Para desenvolvermos as potencialidades inerentes a estas relações, que são multiformes e que se entrecruzam, mais do que possamos imaginar, não é irrelevante para nós que tenhamos ou não do nosso lado laços fortes com o gigante americano. Esses laços dão-nos uma força e relevância que não teríamos de outra forma.
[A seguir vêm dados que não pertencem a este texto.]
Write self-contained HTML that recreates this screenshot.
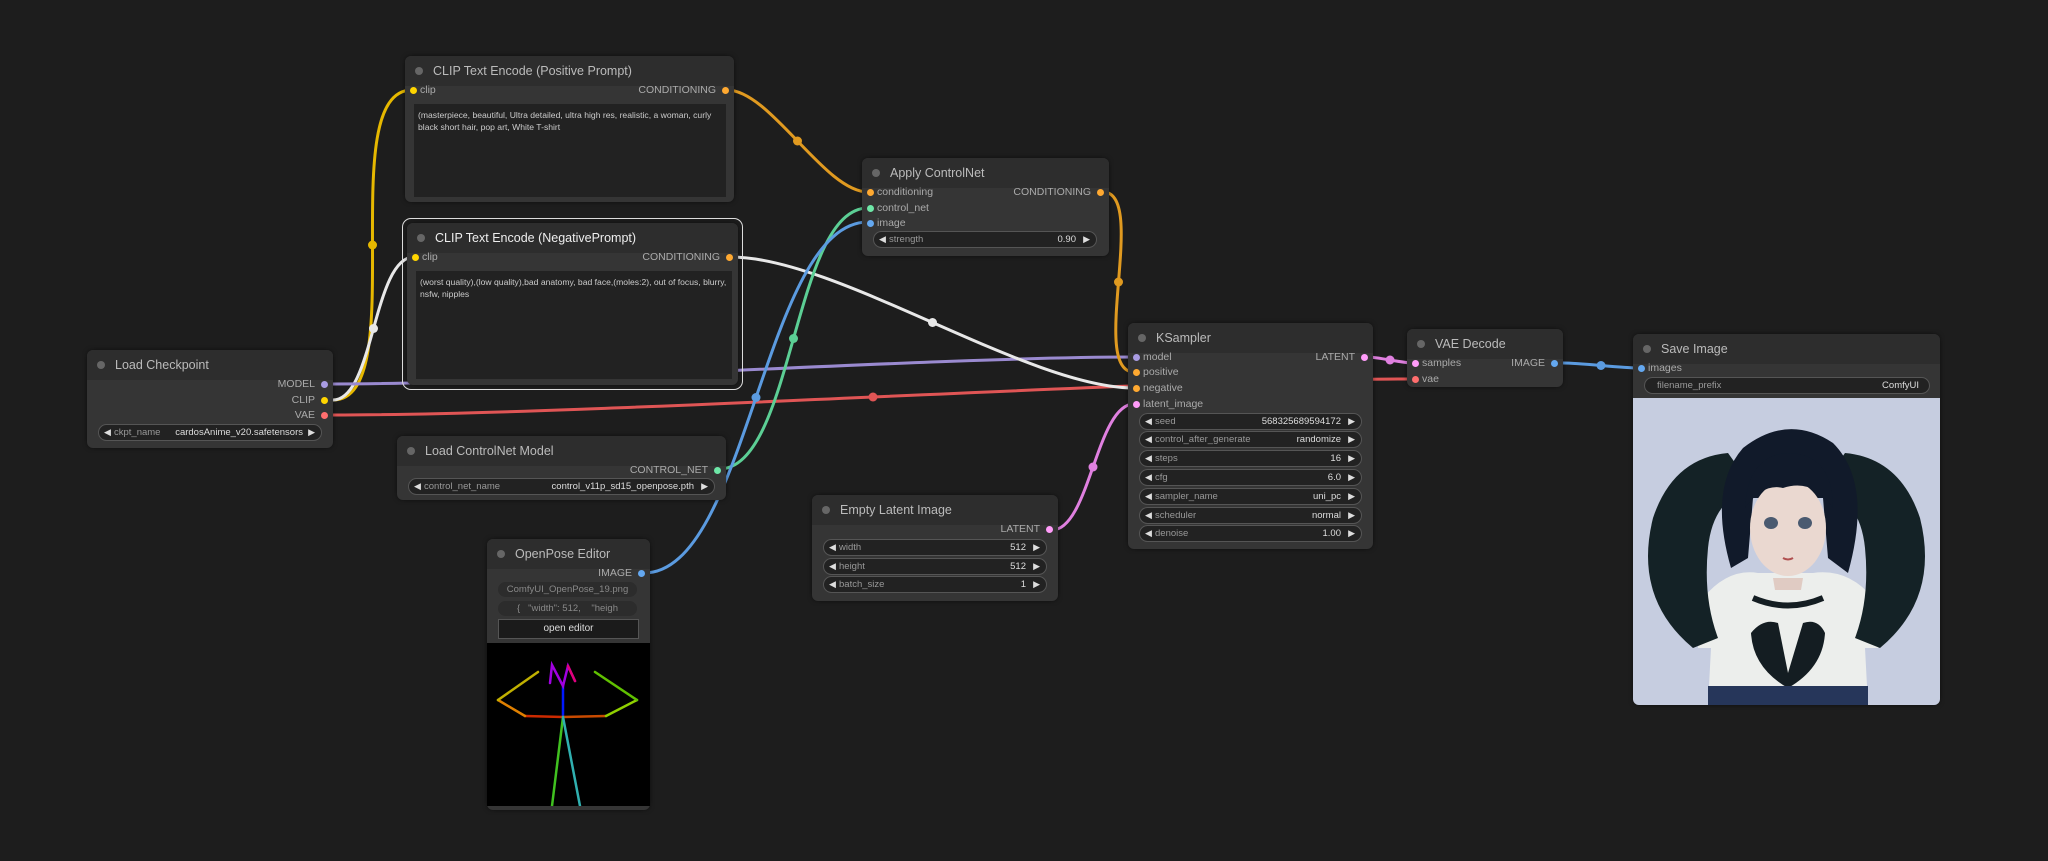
<!DOCTYPE html>
<html><head><meta charset="utf-8"><style>
body{margin:0;width:2048px;height:861px;background:#1d1d1d;overflow:hidden;font-family:"Liberation Sans",sans-serif;position:relative}
.n{position:absolute;background:#353535;border-radius:6px;box-shadow:0 0 4px rgba(0,0,0,.5)}
.t{height:30px;background:#2d2d2d;border-radius:6px 6px 0 0;color:#bbb;font-size:12.5px;line-height:30px;padding-left:28px;position:relative}
.t:before{content:"";position:absolute;left:10px;top:11px;width:8px;height:8px;border-radius:50%;background:#666}
.r{position:absolute;font-size:10.5px;color:#aaa;white-space:nowrap}
.d{position:absolute;width:7px;height:7px;border-radius:50%}
.w{position:absolute;height:15px;border:1px solid #555;background:#222;border-radius:9px;font-size:9.5px;line-height:15px;color:#999;white-space:nowrap}
.w .a{position:absolute;left:5px;color:#ddd;font-size:9px}
.w .b{position:absolute;right:6px;color:#ddd;font-size:9px}
.w .l{position:absolute;left:15px}
.w .v{position:absolute;right:20px;color:#ddd}
.ta{position:absolute;background:#222;color:#ccc;font-size:8.6px;line-height:12px;padding:5px 4px;box-sizing:border-box}
svg{position:absolute;left:0;top:0}
</style></head><body>
<svg id="L" width="2048" height="861"></svg>

<div class="n" style="left:87px;top:350px;width:246px;height:98px"><div class="t">Load Checkpoint</div>
<div class="r" style="right:18px;top:28px">MODEL</div><div class="d" style="right:5px;top:31px;background:#a99ce3"></div>
<div class="r" style="right:18px;top:44px">CLIP</div><div class="d" style="right:5px;top:47px;background:#ffd500"></div>
<div class="r" style="right:18px;top:59px">VAE</div><div class="d" style="right:5px;top:62px;background:#ff6e6e"></div>
<div class="w" style="left:11px;top:74px;width:222px"><span class="a">◀</span><span class="l">ckpt_name</span><span class="v" style="right:18px">cardosAnime_v20.safetensors</span><span class="b">▶</span></div>
</div>

<div class="n" style="left:405px;top:56px;width:329px;height:146px"><div class="t">CLIP Text Encode (Positive Prompt)</div>
<div class="d" style="left:5px;top:31px;background:#ffd500"></div><div class="r" style="left:15px;top:28px">clip</div>
<div class="r" style="right:18px;top:28px">CONDITIONING</div><div class="d" style="right:5px;top:31px;background:#ffa931"></div>
<div class="ta" style="left:9px;top:48px;width:312px;height:93px">(masterpiece, beautiful, Ultra detailed, ultra high res, realistic, a woman, curly black short hair, pop art, White T-shirt</div>
</div>

<div style="position:absolute;left:402px;top:218px;width:339px;height:170px;border:1.5px solid #ddd;border-radius:9px"></div>
<div class="n" style="left:407px;top:223px;width:331px;height:162px"><div class="t" style="color:#eee">CLIP Text Encode (NegativePrompt)</div>
<div class="d" style="left:5px;top:31px;background:#ffd500"></div><div class="r" style="left:15px;top:28px">clip</div>
<div class="r" style="right:18px;top:28px">CONDITIONING</div><div class="d" style="right:5px;top:31px;background:#ffa931"></div>
<div class="ta" style="left:9px;top:48px;width:316px;height:108px">(worst quality),(low quality),bad anatomy, bad face,(moles:2), out of focus, blurry, nsfw, nipples</div>
</div>

<div class="n" style="left:862px;top:158px;width:247px;height:98px"><div class="t">Apply ControlNet</div>
<div class="d" style="left:5px;top:31px;background:#ffa931"></div><div class="r" style="left:15px;top:28px">conditioning</div>
<div class="r" style="right:18px;top:28px">CONDITIONING</div><div class="d" style="right:5px;top:31px;background:#ffa931"></div>
<div class="d" style="left:5px;top:47px;background:#6ee7a7"></div><div class="r" style="left:15px;top:44px">control_net</div>
<div class="d" style="left:5px;top:62px;background:#64a8f0"></div><div class="r" style="left:15px;top:59px">image</div>
<div class="w" style="left:11px;top:73px;width:222px"><span class="a">◀</span><span class="l">strength</span><span class="v">0.90</span><span class="b">▶</span></div>
</div>

<div class="n" style="left:397px;top:436px;width:329px;height:64px"><div class="t">Load ControlNet Model</div>
<div class="r" style="right:18px;top:28px">CONTROL_NET</div><div class="d" style="right:5px;top:31px;background:#6ee7a7"></div>
<div class="w" style="left:11px;top:42px;width:305px"><span class="a">◀</span><span class="l">control_net_name</span><span class="v">control_v11p_sd15_openpose.pth</span><span class="b">▶</span></div>
</div>

<div class="n" style="left:487px;top:539px;width:163px;height:271px"><div class="t">OpenPose Editor</div>
<div class="r" style="right:18px;top:28px">IMAGE</div><div class="d" style="right:5px;top:31px;background:#64a8f0"></div>
<div class="w" style="left:11px;top:43px;width:139px;border:none;background:#2c2c2c;text-align:center;color:#888">ComfyUI_OpenPose_19.png</div>
<div class="w" style="left:11px;top:62px;width:139px;border:none;background:#2c2c2c;text-align:center;color:#888">{ &nbsp;&nbsp;"width": 512, &nbsp;&nbsp;&nbsp;"heigh</div>
<div style="position:absolute;left:11px;top:80px;width:139px;height:18px;border:1px solid #555;background:#1b1b1b;color:#ddd;font-size:10px;text-align:center;line-height:18px">open editor</div>
<svg style="left:0;top:104px" width="163" height="163"><rect width="163" height="163" fill="#000"/>
<g stroke-width="2.5" fill="none" stroke-linecap="round">
<line x1="76" y1="74" x2="76" y2="43" stroke="#0018ff"/>
<line x1="38" y1="73" x2="76" y2="74" stroke="#cc2a00"/><line x1="76" y1="74" x2="119" y2="73" stroke="#c84a00"/>
<line x1="38" y1="73" x2="11" y2="57" stroke="#e08000"/><line x1="11" y1="57" x2="51" y2="29" stroke="#c0b000"/>
<line x1="119" y1="73" x2="150" y2="57" stroke="#90d000"/><line x1="150" y1="57" x2="108" y2="29" stroke="#60c000"/>
<line x1="76" y1="74" x2="65" y2="163" stroke="#40c020"/><line x1="76" y1="74" x2="93" y2="163" stroke="#30b0b0"/>
<polyline points="63,40 65,22 76,43 81,23 88,38" stroke="#a000e0"/><line x1="81" y1="23" x2="88" y2="38" stroke="#e0007a"/>
</g></svg>
</div>

<div class="n" style="left:812px;top:495px;width:246px;height:106px"><div class="t">Empty Latent Image</div>
<div class="r" style="right:18px;top:28px">LATENT</div><div class="d" style="right:5px;top:31px;background:#ff9cf9"></div>
<div class="w" style="left:11px;top:44px;width:222px"><span class="a">◀</span><span class="l">width</span><span class="v">512</span><span class="b">▶</span></div>
<div class="w" style="left:11px;top:63px;width:222px"><span class="a">◀</span><span class="l">height</span><span class="v">512</span><span class="b">▶</span></div>
<div class="w" style="left:11px;top:81px;width:222px"><span class="a">◀</span><span class="l">batch_size</span><span class="v">1</span><span class="b">▶</span></div>
</div>

<div class="n" style="left:1128px;top:323px;width:245px;height:226px"><div class="t">KSampler</div>
<div class="d" style="left:5px;top:31px;background:#a99ce3"></div><div class="r" style="left:15px;top:28px">model</div>
<div class="r" style="right:18px;top:28px">LATENT</div><div class="d" style="right:5px;top:31px;background:#ff9cf9"></div>
<div class="d" style="left:5px;top:46px;background:#ffa931"></div><div class="r" style="left:15px;top:43px">positive</div>
<div class="d" style="left:5px;top:62px;background:#ffa931"></div><div class="r" style="left:15px;top:59px">negative</div>
<div class="d" style="left:5px;top:78px;background:#ff9cf9"></div><div class="r" style="left:15px;top:75px">latent_image</div>
<div class="w" style="left:11px;top:90px;width:221px"><span class="a">◀</span><span class="l">seed</span><span class="v">568325689594172</span><span class="b">▶</span></div>
<div class="w" style="left:11px;top:108px;width:221px"><span class="a">◀</span><span class="l">control_after_generate</span><span class="v">randomize</span><span class="b">▶</span></div>
<div class="w" style="left:11px;top:127px;width:221px"><span class="a">◀</span><span class="l">steps</span><span class="v">16</span><span class="b">▶</span></div>
<div class="w" style="left:11px;top:146px;width:221px"><span class="a">◀</span><span class="l">cfg</span><span class="v">6.0</span><span class="b">▶</span></div>
<div class="w" style="left:11px;top:165px;width:221px"><span class="a">◀</span><span class="l">sampler_name</span><span class="v">uni_pc</span><span class="b">▶</span></div>
<div class="w" style="left:11px;top:184px;width:221px"><span class="a">◀</span><span class="l">scheduler</span><span class="v">normal</span><span class="b">▶</span></div>
<div class="w" style="left:11px;top:202px;width:221px"><span class="a">◀</span><span class="l">denoise</span><span class="v">1.00</span><span class="b">▶</span></div>
</div>

<div class="n" style="left:1407px;top:329px;width:156px;height:58px"><div class="t">VAE Decode</div>
<div class="d" style="left:5px;top:31px;background:#ff9cf9"></div><div class="r" style="left:15px;top:28px">samples</div>
<div class="r" style="right:18px;top:28px">IMAGE</div><div class="d" style="right:5px;top:31px;background:#64a8f0"></div>
<div class="d" style="left:5px;top:47px;background:#ff6e6e"></div><div class="r" style="left:15px;top:44px">vae</div>
</div>

<div class="n" style="left:1633px;top:334px;width:307px;height:371px;overflow:hidden"><div class="t">Save Image</div>
<div class="d" style="left:5px;top:31px;background:#64a8f0"></div><div class="r" style="left:15px;top:28px">images</div>
<div class="w" style="left:11px;top:43px;width:284px"><span class="l" style="left:12px">filename_prefix</span><span class="v" style="right:10px">ComfyUI</span></div>
<svg style="left:0;top:64px" width="307" height="307">
<rect width="307" height="307" fill="#c6cde0"/>
<path d="M70 200 Q95 170 125 175 L180 175 Q215 170 240 200 L245 250 L232 250 L235 307 L75 307 L78 250 L65 250 Z" fill="#eceeec"/>
<path d="M60 250 Q0 200 20 120 Q40 60 95 55 L120 90 Q80 100 75 150 Q70 200 85 240 Z" fill="#142226"/>
<path d="M247 250 Q307 200 287 120 Q267 60 212 55 L187 90 Q227 100 232 150 Q237 200 222 240 Z" fill="#142226"/>
<path d="M98 170 Q75 90 110 50 Q155 15 200 45 Q240 85 215 175 L195 160 L190 100 L120 100 L115 160 Z" fill="#111a2a"/>
<ellipse cx="155" cy="130" rx="38" ry="48" fill="#ead8d0"/>
<path d="M112 110 Q115 55 158 55 Q200 58 200 110 Q180 80 150 90 Q130 85 112 110 Z" fill="#111a2a"/>
<ellipse cx="138" cy="125" rx="7" ry="6" fill="#4a5a70"/><ellipse cx="172" cy="125" rx="7" ry="6" fill="#4a5a70"/>
<path d="M150 160 Q155 163 160 160" stroke="#b05050" stroke-width="2" fill="none"/>
<path d="M140 180 L170 180 L168 192 L142 192 Z" fill="#e0cbc3"/>
<path d="M120 200 Q155 215 190 200" stroke="#141d22" stroke-width="6" fill="none"/>
<path d="M118 235 Q130 220 145 225 L155 275 L170 225 Q185 220 192 235 Q190 270 155 290 Q120 270 118 235 Z" fill="#141d22"/>
<path d="M75 288 L235 288 L235 307 L75 307 Z" fill="#26365a"/>
</svg>
</div>

<script>
const S=document.getElementById('L');
const links=[
[333,400,412,90,'#e6b800'],[333,400,414,257,'#e8e8e8'],
[333,384,1134,357,'#9a8ad0'],[333,415,1413,379,'#e05555'],
[727,90,868,192,'#e09a20'],[1103,192,1134,372,'#e09a20'],
[731,257,1134,388,'#e8e8e8'],[719,469,868,208,'#5ccf95'],
[644,573,868,222,'#5b9be0'],[1052,530,1134,404,'#e080e0'],
[1367,357,1413,363,'#e080e0'],[1563,363,1639,368,'#5b9be0']];
let h='';
for(const [x1,y1,x2,y2,c] of links){
 const dist=Math.hypot(x2-x1,y2-y1);const d=dist*0.25;
 const c1x=x1+d,c2x=x2-d;
 h+=`<path d="M${x1} ${y1}C${c1x} ${y1} ${c2x} ${y2} ${x2} ${y2}" stroke="${c}" stroke-width="3" fill="none"/>`;
 const mx=0.125*x1+0.375*c1x+0.375*c2x+0.125*x2, my=(y1+y2)/2;
 h+=`<circle cx="${mx}" cy="${my}" r="4.5" fill="${c}"/>`;
}
S.innerHTML=h;
</script>
</body></html>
E isto é verdade não só quanto aos países lusófonos e outros numa escala global, mas também no âmbito da própria União Europeia, onde temos sido e somos ardentes defensores de uma relação transatlântica privilegiada e forte.

Por outro lado, aos EUA convém ter como aliado um país com as características de Portugal, com uma enorme capacidade de relacionamento com uma multitude de países (atente-se à nossa  eleição para o Conselho de Segurança das Nações Unidas em 1996 em detrimento da Austrália e  em 2010 em detrimento do Canadá) e com as posições geográficas detidas, quer e sobretudo pelos Açores no meio do Atlântico Norte, quer pelo território continental à boca do Mediterrâneo e a dois passos do Norte de África.

Por estas razões que poderiam ser desenvolvidas extensamente e pelo facto de comungarmos, Portugal e os EUA, dos mesmos valores universais em que assentam as nossas sociedades, os dois países construíram uma relação bilateral de estreita e robusta aliança, inserida numa aliança mais lata e de carácter multilateral, a NATO, de que ambos os países são membros fundadores.

A aliança com os EUA é reforçada ainda pelas importantes comunidades de portugueses naquele país em que se destacam os aglomerados de Açorianos e seus descendentes sobretudo na Califórnia, Massachussets e Rhode Island, que criam uma comunhão de interesses e uma relação de afectividade e simpatia, que é especialmente marcada no que respeita aos Açores.

Devo referir também que a crescente importância do mar posta em relevo pelas novas tecnologias e a possibilidade de virmos a estender a nossa plataforma continental com todas as consequências daí resultantes, vem acentuar ainda mais o papel e importância dos Açores.